US President Donald Trump speaks with reporters while aboard Air Force One on June 5, 2026 en route to Chippewa Falls, Wisconsin. (Getty Images/AFP)
US President Donald Trump speaks with reporters while aboard Air Force One on June 5, 2026 en route to Chippewa Falls, Wisconsin. (Getty Images/AFP)

US President Donald Trump called for more "surgical" strikes against Hezbollah in Lebanon and said he is not demanding the conflict be included in a peace deal with Iran, in an interview broadcast Sunday.

"I'd like to see a more surgical attack on Hezbollah. I think it should be more surgical," Trump told NBC's "Meet the Press," according to a transcript of the interview recorded Friday.

"I'd like to see Lebanon have a better life," he added.
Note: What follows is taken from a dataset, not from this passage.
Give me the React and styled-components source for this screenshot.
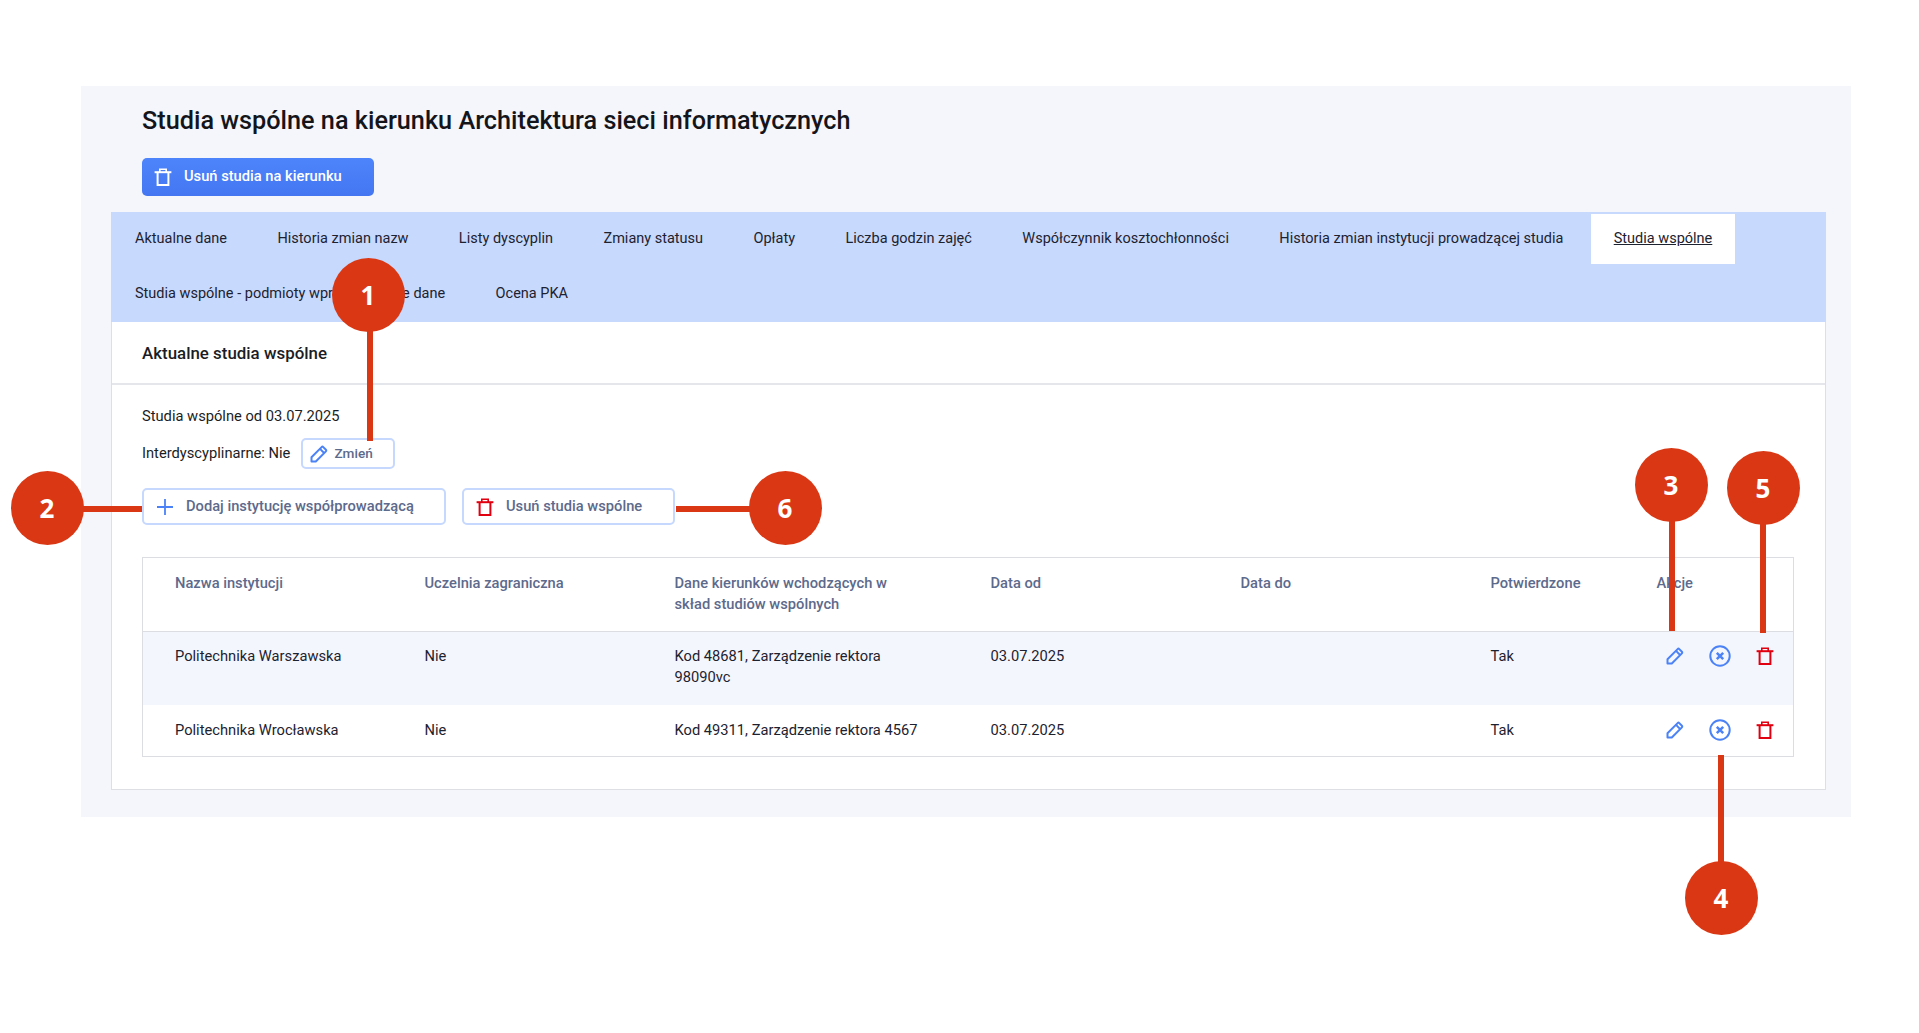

Israel carried out strikes on Sunday on the southern suburbs of Beirut, a stronghold of the pro-Iranian Hezbollah, saying it was retaliating for attacks targeting its territory despite a ceasefire that has not stopped the cycle of violence.

Asked whether he was demanding that Lebanon be included in the Iran deal, Trump replied: "No, no."
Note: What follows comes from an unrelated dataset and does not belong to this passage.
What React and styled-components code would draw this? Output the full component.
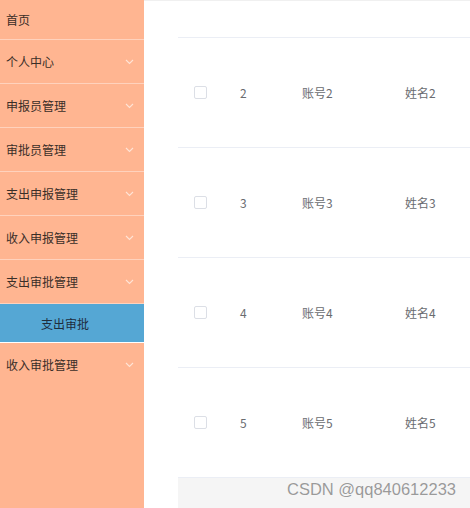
import React from "react";
import styled, { createGlobalStyle } from "styled-components";

const Global = createGlobalStyle`
  html, body { margin: 0; padding: 0; }
  body { font-family: "Microsoft YaHei", "Noto Sans CJK SC", "Liberation Sans", sans-serif; }
  * { box-sizing: border-box; }
`;

const Page = styled.div`
  position: relative;
  display: flex;
  width: 470px;
  height: 508px;
  overflow: hidden;
  background: #fff;
`;

const Sidebar = styled.nav`
  width: 144px;
  flex: none;
  background: #ffb591;
  display: flex;
  flex-direction: column;
`;

const MenuItem = styled.div`
  height: ${(p) => p.$h}px;
  flex: none;
  display: flex;
  align-items: center;
  justify-content: space-between;
  padding: 0 10px 0 ${(p) => (p.$sub ? 41 : 6)}px;
  font-size: 12px;
  color: ${(p) => (p.$active ? "#1f2d3d" : "#3a2e28")};
  background: ${(p) => (p.$active ? "#55a7d4" : "transparent")};
  border-bottom: ${(p) => (p.$last ? "none" : `1px solid ${p.$sep}`)};
`;

const Chevron = () => (
  <svg width="9" height="6" viewBox="0 0 9 6" fill="none">
    <polyline points="1,1 4.5,4.5 8,1" stroke="#ffe4d6" strokeWidth="1.1" />
  </svg>
);

const Main = styled.main`
  flex: 1;
  border-top: 1px solid #f0f0f0;
  padding-left: 34px;
  display: flex;
  flex-direction: column;
`;

const Row = styled.div`
  height: ${(p) => p.$h}px;
  flex: none;
  display: grid;
  grid-template-columns: 52px 62px 103px 1fr;
  align-items: center;
  border-bottom: 1px solid #ebeef5;
  font-size: 12px;
  color: #6a6c70;
`;

const Cell = styled.div`
  padding-left: ${(p) => (p.$check ? 16 : 10)}px;
  white-space: nowrap;
`;

const Check = styled.span`
  display: block;
  width: 13px;
  height: 13px;
  border: 1px solid #dcdfe6;
  border-radius: 2px;
  background: #fff;
`;

const Footer = styled.div`
  flex: 1;
  background: #f5f5f5;
`;

const Watermark = styled.div`
  position: absolute;
  right: 14px;
  bottom: 9px;
  font-family: "Liberation Sans", Arial, sans-serif;
  font-size: 16.5px;
  color: #9a9a9a;
  text-shadow: 0 0 1px #fff;
`;

const menus = [
  { label: "首页", h: 40, arrow: false },
  { label: "个人中心", h: 44, arrow: true },
  { label: "申报员管理", h: 44, arrow: true },
  { label: "审批员管理", h: 44, arrow: true },
  { label: "支出申报管理", h: 44, arrow: true },
  { label: "收入申报管理", h: 44, arrow: true },
  { label: "支出审批管理", h: 44, arrow: true },
  { label: "支出审批", h: 39, sub: true, active: true },
  { label: "收入审批管理", h: 43, arrow: true, last: true },
];

const rows = [2, 3, 4, 5];

export default function App() {
  return (
    <>
      <Global />
      <Page>
        <Sidebar>
          {menus.map((m) => (
            <MenuItem
              key={m.label}
              $h={m.h}
              $sub={m.sub}
              $active={m.active}
              $last={m.last}
              $sep={m.active ? "#ffffff" : "#ffd2bd"}
            >
              <span>{m.label}</span>
              {m.arrow && <Chevron />}
            </MenuItem>
          ))}
        </Sidebar>
        <Main>
          <Row $h={37} />
          {rows.map((n) => (
            <Row key={n} $h={110}>
              <Cell $check>
                <Check />
              </Cell>
              <Cell>{n}</Cell>
              <Cell>账号{n}</Cell>
              <Cell>姓名{n}</Cell>
            </Row>
          ))}
          <Footer />
        </Main>
        <Watermark>CSDN @qq840612233</Watermark>
      </Page>
    </>
  );
}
"Not at all. I'm not demanding," he said. "I think they'd like to see it, but I'm not demanding."

Trump has said previously he would like to "separate" the discussions on Lebanon from the negotiations on an agreement with Iran, while Tehran, on the contrary, wants to link the two conflicts.

Trump confirmed in an interview last week with The New York Post that he had a tense phone call with Israeli Prime Minister Benjamin Netanyahu during which he reportedly reprimanded his close ally about the Israeli offensive in Lebanon.

Israeli strikes on Lebanon have destroyed numerous buildings and killed more than 3,560 people since the restart of fighting on March 2, according to the latest official figures.

On the Israeli side, 29 soldiers and one civilian contractor have been killed in Lebanon, according to the army.

Hezbollah dragged Lebanon into the broader Middle East war when it began attacking Israel to avenge Iranian supreme leader Ali Khamenei, who was killed in the first wave of the US-Israel offensive.

A ceasefire that was supposed to end fighting between Israel and Hezbollah took effect on April 17, but has never been fully respected.

In the interview, Trump also said that Syrian President Ahmed al-Sharaa would "love to help" forge an agreement in the Lebanon conflict.

"We can recommend Syria. Syria's doing a very good job of cleaning up their act. They have a very good leader," he said. "And he would love to help."